2014 NFL Preview: NBC Paves Path to Super Bowl XLIX With Wire-to-Wire Coverage

Any NFL season in which a network has a Super Bowl broadcast at the end of the journey is bound to be a good one. For NBC Sports, however, there are plenty of reasons to be excited for tonight’s NFL kickoff than just the big game on Feb. 1, 2015. With a brand-new state-of-the-art quartet of mobile units, a bevy of tech toys at its disposal, and a lineup of high-profile matchups that is sure to have NFL fans salivating, the Sunday Night Football and Football Night in America production crew is set for another season of pageantry and gridiron action.

“I think, whenever you get to begin the season and end the season, that’s about as special a season as you can have, so we’re obviously greatly anticipating the season.” NBC Sunday Night Football Coordinating Producer Fred Gaudelli said last week. “At the end of every season, we go back, we watch every game, we evaluate every game, and we look at everything that needs to be improved from last season to the coming one. This year was no different. We did all of that. So we changed a lot of our elements.”

ND1 Provides Peek at Future of Mobile Production
Chief among these new elements is NEP’s ND1, a cutting-edge four-trailer mobile unit that builds on the benchmark NEP set with Monday Night Football’s EN1, which debuted last year. Built around a Grass Valley Kayenne Elite 9M/E production switcher, ND1 features Calrec Artemis and Apollo audio consoles, 32 Sony HDC2500 cameras, Canon lenses, and more than 100 channels of EVS recording capability via 14 EVS XT3 replay stations within a single production trailer.

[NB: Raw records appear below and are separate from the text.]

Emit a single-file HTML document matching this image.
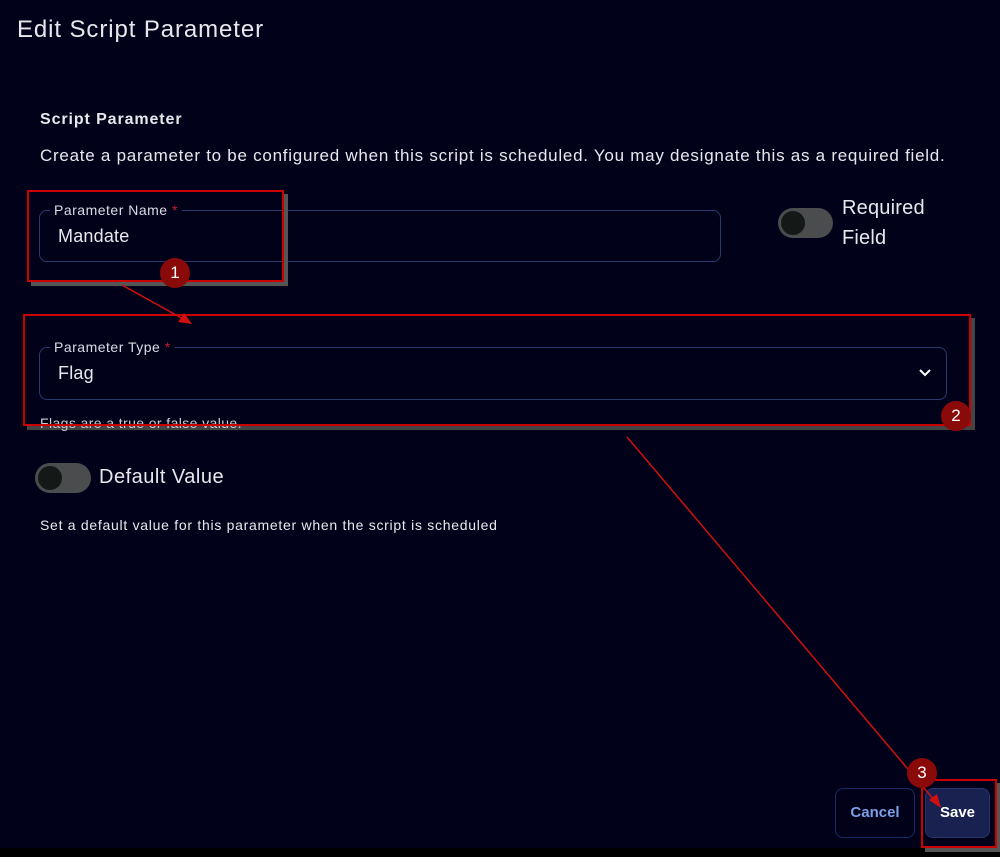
<!DOCTYPE html>
<html><head><style>
*{box-sizing:border-box;margin:0;padding:0}
body{width:1000px;height:857px;background:#02011a;font-family:"Liberation Sans",sans-serif;color:#e8e8ec;position:relative;overflow:hidden}
.a{position:absolute}
.field{position:absolute;border:1px solid #2d3a6e;border-radius:8px}
.lbl{position:absolute;top:-9px;left:10px;background:#02011a;padding:0 4px;font-size:14px;color:#dcdce4;letter-spacing:0.5px}
.lbl b{color:#c0202a;font-weight:normal}
.val{position:absolute;left:18px;top:15px;font-size:18px;letter-spacing:0.2px}
.red{position:absolute;border:2px solid #c00;box-shadow:4px 4px 0 #555}
.badge{position:absolute;width:30px;height:30px;border-radius:50%;background:#8a0a0a;color:#fff;font-size:17px;text-align:center;line-height:30px;z-index:3}
.tog{position:absolute;height:30px;border-radius:15px;background:#4a4c4e}
.tog i{position:absolute;left:3px;top:3px;width:24px;height:24px;border-radius:50%;background:#141816}
</style></head><body>
<div class="a" style="left:17px;top:16px;font-size:24px;letter-spacing:0.9px">Edit Script Parameter</div>
<div class="a" style="left:40px;top:111px;font-size:16px;font-weight:bold;letter-spacing:0.9px">Script Parameter</div>
<div class="a" style="left:40px;top:146px;font-size:17px;letter-spacing:0.74px;white-space:nowrap">Create a parameter to be configured when this script is scheduled. You may designate this as a required field.</div>

<div class="field" style="left:39px;top:210px;width:682px;height:52px"><div class="lbl">Parameter Name <b>*</b></div><div class="val">Mandate</div></div>
<div class="red" style="left:27px;top:190px;width:257px;height:92px"></div>
<div class="badge" style="left:160px;top:258px">1</div>

<div class="tog" style="left:778px;top:208px;width:55px"><i></i></div>
<div class="a" style="left:842px;top:193px;font-size:20px;line-height:30px;letter-spacing:0.2px">Required<br>Field</div>

<div class="field" style="left:39px;top:347px;width:908px;height:53px"><div class="lbl">Parameter Type <b>*</b></div><div class="val">Flag</div>
<svg class="a" style="right:14px;top:20px" width="14" height="10" viewBox="0 0 14 10"><path d="M2 2l5 5 5-5" stroke="#fff" stroke-width="2" fill="none"/></svg></div>
<div class="red" style="left:23px;top:314px;width:948px;height:112px;box-shadow:4px 4px 0 #444"></div>
<div class="a" style="left:40px;top:415px;font-size:14px;color:#ccc;letter-spacing:0.4px;z-index:2">Flags are a true or false value.</div>
<div class="a" style="left:25px;top:424px;width:944px;height:2px;background:#c00;z-index:2"></div>
<div class="badge" style="left:941px;top:401px">2</div>

<div class="tog" style="left:35px;top:463px;width:56px"><i></i></div>
<div class="a" style="left:99px;top:466px;font-size:20px;letter-spacing:0.5px">Default Value</div>
<div class="a" style="left:40px;top:517px;font-size:14px;letter-spacing:0.72px">Set a default value for this parameter when the script is scheduled</div>

<div class="a" style="left:0;top:848px;width:1000px;height:9px;background:#000"></div>
<div class="a" style="left:835px;top:788px;width:80px;height:50px;border:1px solid #1b2a66;border-radius:8px;color:#7d9fe6;font-weight:bold;font-size:15px;text-align:center;line-height:48px">Cancel</div>
<div class="a" style="left:925px;top:788px;width:65px;height:50px;background:#18214f;border:1px solid #26356e;border-radius:8px;color:#fff;font-weight:bold;font-size:15px;text-align:center;line-height:48px">Save</div>
<div class="red" style="left:921px;top:779px;width:76px;height:69px"></div>
<div class="badge" style="left:907px;top:758px">3</div>

<svg class="a" style="left:0;top:0;z-index:2" width="1000" height="857">
<line x1="122" y1="285" x2="185" y2="320" stroke="#d01010" stroke-width="1.5"/>
<polygon points="192,324 178,322 184,313" fill="#d01010"/>
<line x1="627" y1="437" x2="935" y2="801" stroke="#d01010" stroke-width="1.5"/>
<polygon points="941,808 929,800 937,794" fill="#d01010"/>
</svg>
</body></html>
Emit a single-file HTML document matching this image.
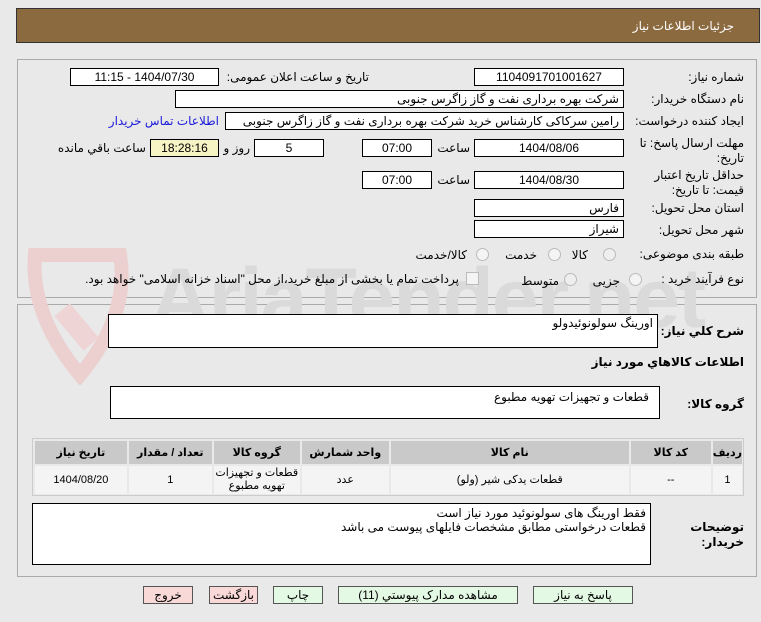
<!DOCTYPE html>
<html><head><meta charset="utf-8"><style>
body{margin:0;width:761px;height:622px;background:#e9e9e9;font-family:"Liberation Sans","DejaVu Sans",sans-serif;font-size:12px;color:#000;position:relative;overflow:hidden}
.a{position:absolute}
.b{position:absolute;background:#fff;border:1px solid #000;box-sizing:border-box;direction:rtl;padding:0 4px;line-height:16px;font-size:12px;white-space:nowrap;overflow:hidden}
.c{text-align:center;padding:0}
.l{position:absolute;direction:rtl;white-space:nowrap;font-size:12px}
.btn{position:absolute;border:1px solid #555;box-sizing:border-box;text-align:center;line-height:17px;font-size:12px;background:#e4f9e4}
.pk{background:#f9d8d8}
table{border-collapse:separate;border-spacing:2px}
td{padding:0}
</style></head><body>
<div class="a" style="left:16px;top:8px;width:744px;height:35px;background:#8c6a3f;border:1px solid #333;box-sizing:border-box"></div>
<div class="l" style="right:27px;top:19px;color:#fff;font-size:12px">جزئیات اطلاعات نیاز</div>
<div class="a" style="left:17px;top:59px;width:740px;height:239px;border:1px solid #aaa;box-sizing:border-box"></div>
<div class="a" style="left:17px;top:304px;width:740px;height:273px;border:1px solid #aaa;box-sizing:border-box"></div>
<!-- watermark -->
<svg class="a" style="left:20px;top:245px" width="130" height="140"><path d="M15 10 L100 10 Q110 70 60 130 Q10 70 15 10Z" fill="none" stroke="#ecd0d0" stroke-width="14"/><rect x="45" y="60" width="20" height="45" fill="#eed4d4" transform="rotate(-40 55 80)"/></svg>
<div class="a" style="left:150px;top:250px;font-size:84px;color:#dadada;font-weight:bold;letter-spacing:-2px">AriaTender.net</div>

<div class="l" style="right:17px;top:70px">شماره نیاز:</div>
<div class="b c" style="left:474px;top:68px;width:150px;height:18px">1104091701001627</div>
<div class="l" style="right:392px;top:70px">تاریخ و ساعت اعلان عمومی:</div>
<div class="b c" style="left:70px;top:68px;width:149px;height:18px">1404/07/30 - 11:15</div>

<div class="l" style="right:17px;top:92px">نام دستگاه خریدار:</div>
<div class="b" style="left:175px;top:90px;width:449px;height:18px">شرکت بهره برداری نفت و گاز زاگرس جنوبی</div>

<div class="l" style="right:17px;top:114px">ایجاد کننده درخواست:</div>
<div class="b" style="left:225px;top:112px;width:399px;height:18px">رامین سرکاکی کارشناس خرید شرکت بهره برداری نفت و گاز زاگرس جنوبی</div>
<div class="l" style="right:542px;top:114px;color:#1a1adb">اطلاعات تماس خریدار</div>

<div class="l" style="right:17px;top:136px;line-height:15px">مهلت ارسال پاسخ: تا<br>تاریخ:</div>
<div class="b c" style="left:474px;top:139px;width:150px;height:18px">1404/08/06</div>
<div class="l" style="right:291px;top:141px">ساعت</div>
<div class="b c" style="left:362px;top:139px;width:70px;height:18px">07:00</div>
<div class="b c" style="left:254px;top:139px;width:70px;height:18px">5</div>
<div class="l" style="right:511px;top:141px">روز و</div>
<div class="b c" style="left:150px;top:139px;width:69px;height:18px;background:#f6f3c4">18:28:16</div>
<div class="l" style="right:615px;top:141px">ساعت باقي مانده</div>

<div class="l" style="right:17px;top:168px;line-height:15px">حداقل تاریخ اعتبار<br>قیمت: تا تاریخ:</div>
<div class="b c" style="left:474px;top:171px;width:150px;height:18px">1404/08/30</div>
<div class="l" style="right:291px;top:173px">ساعت</div>
<div class="b c" style="left:362px;top:171px;width:70px;height:18px">07:00</div>

<div class="l" style="right:17px;top:201px">استان محل تحویل:</div>
<div class="b" style="left:474px;top:199px;width:150px;height:18px">فارس</div>
<div class="l" style="right:17px;top:223px">شهر محل تحویل:</div>
<div class="b" style="left:474px;top:220px;width:150px;height:18px">شیراز</div>

<div class="l" style="right:17px;top:247px">طبقه بندی موضوعی:</div>
<div class="a" style="left:603px;top:248px;width:11px;height:11px;border:1px solid #bbb;border-radius:50%;background:#eee"></div>
<div class="l" style="right:173px;top:248px">کالا</div>
<div class="a" style="left:548px;top:248px;width:11px;height:11px;border:1px solid #bbb;border-radius:50%;background:#f4f4f4"></div>
<div class="l" style="right:224px;top:248px">خدمت</div>
<div class="a" style="left:476px;top:248px;width:11px;height:11px;border:1px solid #bbb;border-radius:50%;background:#f4f4f4"></div>
<div class="l" style="right:294px;top:248px">کالا/خدمت</div>

<div class="l" style="right:17px;top:272px">نوع فرآیند خرید :</div>
<div class="a" style="left:629px;top:273px;width:11px;height:11px;border:1px solid #bbb;border-radius:50%;background:#f4f4f4"></div>
<div class="l" style="right:141px;top:274px">جزیی</div>
<div class="a" style="left:564px;top:273px;width:11px;height:11px;border:1px solid #bbb;border-radius:50%;background:#eee"></div>
<div class="l" style="right:202px;top:274px">متوسط</div>
<div class="a" style="left:466px;top:272px;width:11px;height:11px;border:1px solid #bbb;background:#f4f4f4"></div>
<div class="l" style="right:302px;top:272px">پرداخت تمام یا بخشی از مبلغ خرید،از محل "اسناد خزانه اسلامی" خواهد بود.</div>

<div class="l" style="right:17px;top:324px;font-weight:bold">شرح کلي نياز:</div>
<div class="b" style="left:108px;top:314px;width:550px;height:34px">اورینگ سولونوئیدولو</div>
<div class="l" style="right:17px;top:355px;font-weight:bold">اطلاعات کالاهاي مورد نياز</div>
<div class="l" style="right:17px;top:397px;font-weight:bold">گروه کالا:</div>
<div class="b" style="left:110px;top:386px;width:550px;height:33px;padding-right:10px;padding-top:2px">قطعات و تجهیزات تهویه مطبوع</div>

<div class="a" style="left:32px;top:438px;width:712px;height:58px;border:1px solid #ccc;box-sizing:border-box"></div>
<div class="a" style="left:33px;top:439px;direction:rtl">
<table style="width:711px;font-size:11px;text-align:center">
<tr style="background:#c9c9c9;height:23px;font-weight:bold"><td style="width:26px">رديف</td><td style="width:80px">کد کالا</td><td style="width:238px">نام کالا</td><td style="width:87px">واحد شمارش</td><td style="width:86px">گروه کالا</td><td style="width:83px">تعداد / مقدار</td><td>تاریخ نیاز</td></tr>
<tr style="background:#f4f4f4;height:28px;line-height:13px"><td>1</td><td>--</td><td>قطعات یدکی شیر (ولو)</td><td>عدد</td><td>قطعات و تجهیزات<br>تهویه مطبوع</td><td>1</td><td>1404/08/20</td></tr>
</table></div>

<div class="l" style="right:17px;top:520px;font-weight:bold;line-height:15px;text-align:right">توضیحات<br>خریدار:</div>
<div class="b" style="left:32px;top:503px;width:619px;height:62px;line-height:14px;padding-top:2px">فقط اورینگ های سولونوئید مورد نیاز است<br>قطعات درخواستی مطابق مشخصات فایلهای پیوست می باشد</div>

<div class="btn" style="left:533px;top:586px;width:100px;height:18px">پاسخ به نیاز</div>
<div class="btn" style="left:338px;top:586px;width:180px;height:18px">مشاهده مدارک پیوستي (11)</div>
<div class="btn" style="left:273px;top:586px;width:50px;height:18px">چاپ</div>
<div class="btn pk" style="left:209px;top:586px;width:49px;height:18px">بازگشت</div>
<div class="btn pk" style="left:143px;top:586px;width:50px;height:18px">خروج</div>
</body></html>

CLICK HERE for SVG’s full story on ND1.

Plenty of Toys — Old and New
In addition to ND1, many of the high-end production tools that have become standard on SNF will be back, including FOR-A 4K cameras shooting down each sideline and in the end zones integrated with an Evertz DreamCatcher replay system to allow HD-quality close-up replays of questionable plays. Gaudelli is also excited about the advances in ultra-slow-motion camera systems.

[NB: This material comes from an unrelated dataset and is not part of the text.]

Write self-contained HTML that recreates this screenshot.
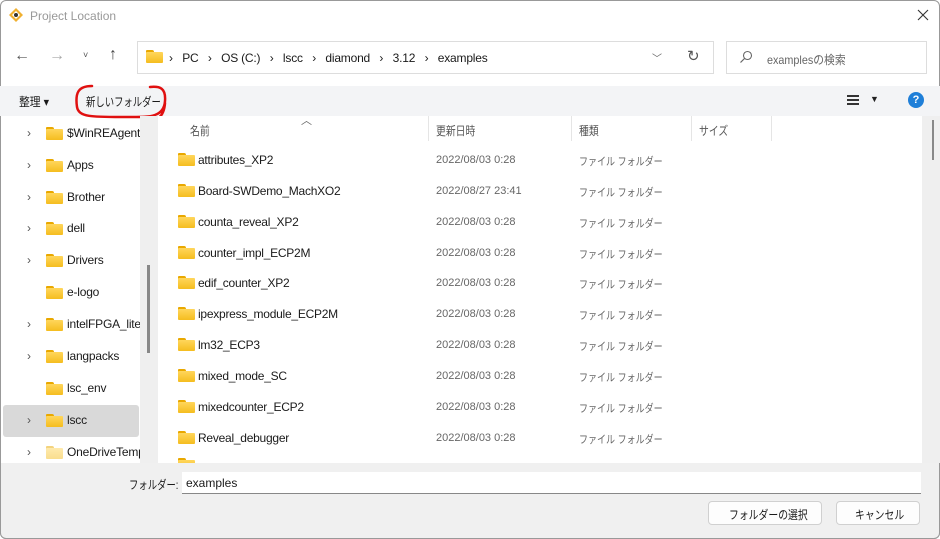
<!DOCTYPE html>
<html><head><meta charset="utf-8"><style>
*{margin:0;padding:0;box-sizing:border-box}
body{width:940px;height:539px;overflow:hidden;background:#fff;font-family:"Liberation Sans","Noto Sans CJK JP",sans-serif;font-size:12px;color:#1a1a1a;position:relative}
.a{position:absolute}
.j{display:inline-block;transform:scaleX(.82);transform-origin:0 0;white-space:nowrap}
.fold{position:absolute;width:17px;height:13px}
.fold:before{content:"";position:absolute;left:0;top:0;width:8px;height:4px;background:#e9a800;border-radius:1px 2px 0 0}
.fold:after{content:"";position:absolute;left:0;top:2px;width:17px;height:11px;background:linear-gradient(#ffd65c,#f5bd1f);border-radius:1px}
.lt{position:absolute;left:0;width:140px;height:32px;overflow:hidden}
.lt .c{position:absolute;left:27px;top:8px;color:#555;font-size:12px}
.lt .fold{left:46px;top:9px}
.lt .t{position:absolute;left:67px;top:8px;font-size:12px;white-space:nowrap;letter-spacing:-0.2px}
.row{position:absolute;left:158px;width:764px;height:31px}
.row .fold{left:20px;top:8px}
.row .n{position:absolute;left:40px;top:8px;letter-spacing:-0.25px}
.row .d{position:absolute;left:278px;top:9px;color:#666;font-size:11px}
.row .k{position:absolute;left:421px;top:8px;color:#666;font-size:11px}
</style></head><body>
<div class="a" style="left:0;top:0;width:940px;height:539px;border:1px solid #999;border-radius:6px"></div>
<svg class="a" style="left:8px;top:7px" width="16" height="16"><path d="M8 1L15 8L8 15L1 8Z" fill="#f0b030"/><path d="M8 4L12 8L8 12L4 8Z" fill="#fff"/><circle cx="8" cy="8" r="2" fill="#333"/></svg>
<div class="a" style="left:30px;top:9px;color:#999;font-size:12px">Project Location</div>
<svg class="a" style="left:917px;top:9px" width="12" height="12"><path d="M1 1L11 11M11 1L1 11" stroke="#333" stroke-width="1.1"/></svg>
<div class="a" style="left:14px;top:47px;font-size:16px;color:#555">←</div>
<div class="a" style="left:49px;top:47px;font-size:16px;color:#aaa">→</div>
<div class="a" style="left:83px;top:50px;font-size:9px;color:#555">˅</div>
<div class="a" style="left:109px;top:46px;font-size:16px;color:#444">↑</div>
<div class="a" style="left:137px;top:41px;width:577px;height:33px;border:1px solid #ddd;background:#fff"></div>
<div class="fold" style="left:146px;top:50px"></div>
<div class="a" style="left:169px;top:51px;font-size:12px;white-space:nowrap;letter-spacing:-0.2px">›&nbsp;&nbsp; PC &nbsp;&nbsp;›&nbsp;&nbsp; OS (C:) &nbsp;&nbsp;›&nbsp;&nbsp; lscc &nbsp;&nbsp;›&nbsp;&nbsp; diamond &nbsp;&nbsp;›&nbsp;&nbsp; 3.12 &nbsp;&nbsp;›&nbsp;&nbsp; examples</div>
<div class="a" style="left:652px;top:50px;color:#666;font-size:10px">﹀</div>
<div class="a" style="left:687px;top:47px;color:#555;font-size:15px">↻</div>
<div class="a" style="left:726px;top:41px;width:201px;height:33px;border:1px solid #ddd"></div>
<svg class="a" style="left:739px;top:50px" width="14" height="14"><circle cx="8.5" cy="5.5" r="4" fill="none" stroke="#666" stroke-width="1.1"/><path d="M5.5 8.5L1.5 12.5" stroke="#666" stroke-width="1.2"/></svg>
<div class="a" style="left:767px;top:51px;color:#666;font-size:12px"><span class="j" style="transform:scaleX(.9)">examplesの検索</span></div>
<div class="a" style="left:0;top:86px;width:940px;height:30px;background:#f3f4f6"></div>
<div class="a" style="left:19px;top:93px;font-size:12px"><span class="j" style="transform:scaleX(.9)">整理 ▾</span></div>
<div class="a" style="left:86px;top:93px;font-size:12px"><span class="j" style="transform:scaleX(.78)">新しいフォルダー</span></div>
<svg class="a" style="left:72px;top:83px" width="100" height="45"><path d="M20 3 C6 3 3 10 5 24 C7 35 22 34 60 34 C78 34 92 34 93 18 C94 5 88 3 78 4 M93 20 C92 35 84 38 73 40" fill="none" stroke="#e01010" stroke-width="2.5" stroke-linecap="round"/></svg>
<div class="a" style="left:847px;top:95px;width:12px;height:10px;border-top:2px solid #333;border-bottom:2px solid #333"></div>
<div class="a" style="left:847px;top:99px;width:12px;height:2px;background:#333"></div>
<div class="a" style="left:870px;top:94px;font-size:9px;color:#222">▼</div>
<div class="a" style="left:908px;top:92px;width:16px;height:16px;border-radius:50%;background:#1f7fd8;color:#fff;font-size:11px;font-weight:bold;text-align:center;line-height:16px">?</div>
<div class="a" style="left:140px;top:116px;width:18px;height:347px;background:#efefef"></div>
<div class="a" style="left:147px;top:265px;width:3px;height:88px;background:#888"></div>
<div class="a" style="left:922px;top:116px;width:18px;height:347px;background:#efefef"></div>
<div class="a" style="left:932px;top:120px;width:2px;height:40px;background:#888"></div>
<div class="a" style="left:0;top:463px;width:940px;height:76px;background:#f0f0f0;border-radius:0 0 6px 6px;border:1px solid #999;border-top:none"></div>

<div class="lt" style="top:118px"><span class="c">›</span><div class="fold"></div><span class="t">$WinREAgent</span></div>
<div class="lt" style="top:150px"><span class="c">›</span><div class="fold"></div><span class="t">Apps</span></div>
<div class="lt" style="top:182px"><span class="c">›</span><div class="fold"></div><span class="t">Brother</span></div>
<div class="lt" style="top:213px"><span class="c">›</span><div class="fold"></div><span class="t">dell</span></div>
<div class="lt" style="top:245px"><span class="c">›</span><div class="fold"></div><span class="t">Drivers</span></div>
<div class="lt" style="top:277px"><div class="fold"></div><span class="t">e-logo</span></div>
<div class="lt" style="top:309px"><span class="c">›</span><div class="fold"></div><span class="t">intelFPGA_lite</span></div>
<div class="lt" style="top:341px"><span class="c">›</span><div class="fold"></div><span class="t">langpacks</span></div>
<div class="lt" style="top:373px"><div class="fold"></div><span class="t">lsc_env</span></div>
<div class="lt" style="top:405px;left:3px;width:136px;background:#d9d9d9;border-radius:3px"><span class="c" style="left:24px">›</span><div class="fold" style="left:43px"></div><span class="t" style="left:64px">lscc</span></div>
<div class="lt" style="top:437px;height:26px"><span class="c">›</span><div class="fold" style="opacity:.5"></div><span class="t">OneDriveTemp</span></div>

<div class="a" style="left:158px;top:116px;width:764px;height:347px;background:#fff;overflow:hidden">
<div class="a" style="left:32px;top:6px;color:#555"><span class="j">名前</span></div>
<div class="a" style="left:143px;top:-4px;color:#666;font-size:11px">︿</div>
<div class="a" style="left:270px;top:0;width:1px;height:25px;background:#e5e5e5"></div>
<div class="a" style="left:278px;top:6px;color:#555"><span class="j">更新日時</span></div>
<div class="a" style="left:413px;top:0;width:1px;height:25px;background:#e5e5e5"></div>
<div class="a" style="left:421px;top:6px;color:#555"><span class="j">種類</span></div>
<div class="a" style="left:533px;top:0;width:1px;height:25px;background:#e5e5e5"></div>
<div class="a" style="left:541px;top:6px;color:#555"><span class="j">サイズ</span></div>
<div class="a" style="left:613px;top:0;width:1px;height:25px;background:#e5e5e5"></div>
<div class="fold" style="left:20px;top:342px"></div>
</div>
<div class="row" style="top:145px"><div class="fold"></div><span class="n">attributes_XP2</span><span class="d">2022/08/03 0:28</span><span class="k"><span class="j">ファイル フォルダー</span></span></div>
<div class="row" style="top:176px"><div class="fold"></div><span class="n">Board-SWDemo_MachXO2</span><span class="d">2022/08/27 23:41</span><span class="k"><span class="j">ファイル フォルダー</span></span></div>
<div class="row" style="top:207px"><div class="fold"></div><span class="n">counta_reveal_XP2</span><span class="d">2022/08/03 0:28</span><span class="k"><span class="j">ファイル フォルダー</span></span></div>
<div class="row" style="top:238px"><div class="fold"></div><span class="n">counter_impl_ECP2M</span><span class="d">2022/08/03 0:28</span><span class="k"><span class="j">ファイル フォルダー</span></span></div>
<div class="row" style="top:268px"><div class="fold"></div><span class="n">edif_counter_XP2</span><span class="d">2022/08/03 0:28</span><span class="k"><span class="j">ファイル フォルダー</span></span></div>
<div class="row" style="top:299px"><div class="fold"></div><span class="n">ipexpress_module_ECP2M</span><span class="d">2022/08/03 0:28</span><span class="k"><span class="j">ファイル フォルダー</span></span></div>
<div class="row" style="top:330px"><div class="fold"></div><span class="n">lm32_ECP3</span><span class="d">2022/08/03 0:28</span><span class="k"><span class="j">ファイル フォルダー</span></span></div>
<div class="row" style="top:361px"><div class="fold"></div><span class="n">mixed_mode_SC</span><span class="d">2022/08/03 0:28</span><span class="k"><span class="j">ファイル フォルダー</span></span></div>
<div class="row" style="top:392px"><div class="fold"></div><span class="n">mixedcounter_ECP2</span><span class="d">2022/08/03 0:28</span><span class="k"><span class="j">ファイル フォルダー</span></span></div>
<div class="row" style="top:423px"><div class="fold"></div><span class="n">Reveal_debugger</span><span class="d">2022/08/03 0:28</span><span class="k"><span class="j">ファイル フォルダー</span></span></div>

<div class="a" style="left:129px;top:476px;font-size:12px"><span class="j" style="transform:scaleX(.78)">フォルダー:</span></div>
<div class="a" style="left:182px;top:472px;width:739px;height:22px;background:#fff;border-bottom:1px solid #888"></div>
<div class="a" style="left:186px;top:476px;font-size:12px">examples</div>
<div class="a" style="left:708px;top:501px;width:114px;height:24px;background:#fdfdfd;border:1px solid #d0d0d0;border-radius:4px;font-size:12px"><span class="j" style="position:absolute;left:20px;top:4px">フォルダーの選択</span></div>
<div class="a" style="left:836px;top:501px;width:84px;height:24px;background:#fdfdfd;border:1px solid #d0d0d0;border-radius:4px;font-size:12px"><span class="j" style="position:absolute;left:18px;top:4px">キャンセル</span></div>
</body></html>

“They have finally made these ultra-slow-motion cameras with a real-time playback like every other camera that’s tied to an EVS,” he said. “So we’ll hopefully be going to those shortly after the beginning of the season as well.”

In all, NBC typically deploys about 30 cameras on SNF, including a Cablecam aerial system, two NAC/Ikegami Hi-Motion II ultra-slo-mos (NBC will be testing the new Grass Valley LDX XS camera this season), an RF Steadicam, and robos on both goalposts and in the announcers booth.

This year, NBC will mount a real-time weather station on the Cablecam, allowing the system to obtain wind patterns from the quarterback’s perspective.

“If [the quarterback is] throwing with the wind or if he’s throwing against the wind, that information will be tied to the timecode stream … that gets recorded on every camera,” said Gaudelli. “So you can go back and [see] this pass here that was woefully underthrown into a 25-mile-an-hour head wind or vice versa. So I’m pretty interested in what that might present as we get later into the season, if there’s some bad-weather stadiums.”

FreeD Back in Dallas
Also back this year will be Replay Technologies’ FreeD 360-degree replay system — albeit for just one game at this point since the system is installed only at the Dallas Cowboys’ AT&T Stadium and the team’s lone Sunday-night home game (barring flex scheduling during the season) is Sept. 28 against the Saints. The FreeD system uses dozens of miniature hi-res cameras mounted in the stadium to create 360-degree replays of key red-zone plays. A proprietary algorithm converts the 2D camera feeds into 3D data, giving the operator a virtual-3D environment in which to move the camera.

“[FreeD] will be back, but the only stadium it’s in right now is AT&T Stadium in Arlington,” said Gaudelli. “But, yes, we will use it, and we’re looking forward to the improvements they have said they made from last year to this year.”

Player Tracking on the Horizon
Another factor that all four of the NFL’s rights partners are taking into account this year is the introduction of player-tracking technology with the installation of Zebra Technologies’ real-time location systems (RTLSs) in 17 stadiums. Although Gaudelli has reservations about the usefulness of stats like how fast a player is running (“saying somebody’s running 20 miles an hour doesn’t really leave a lasting impression when you are used to seeing cars going over 200 in NASCAR and Indy Car”), he does see plenty of potential in using the system for other purposes.

“I think one of the really interesting things [and] something that we have never really been able to get a handle on during the game is … what the player participation is,” said Gaudelli. “So, if a guy’s on his 95th play, which doesn’t happen often but has happened, that will be worth noting … because that’s a lot of plays to be playing in a football game. So I think that aspect is opened up.”

The NFL opens its regular season tonight with NFL Kickoff 2014 on NBC featuring the Green Bay Packers at the Seattle Seahawks. Coverage begins at 7:30 p.m. ET.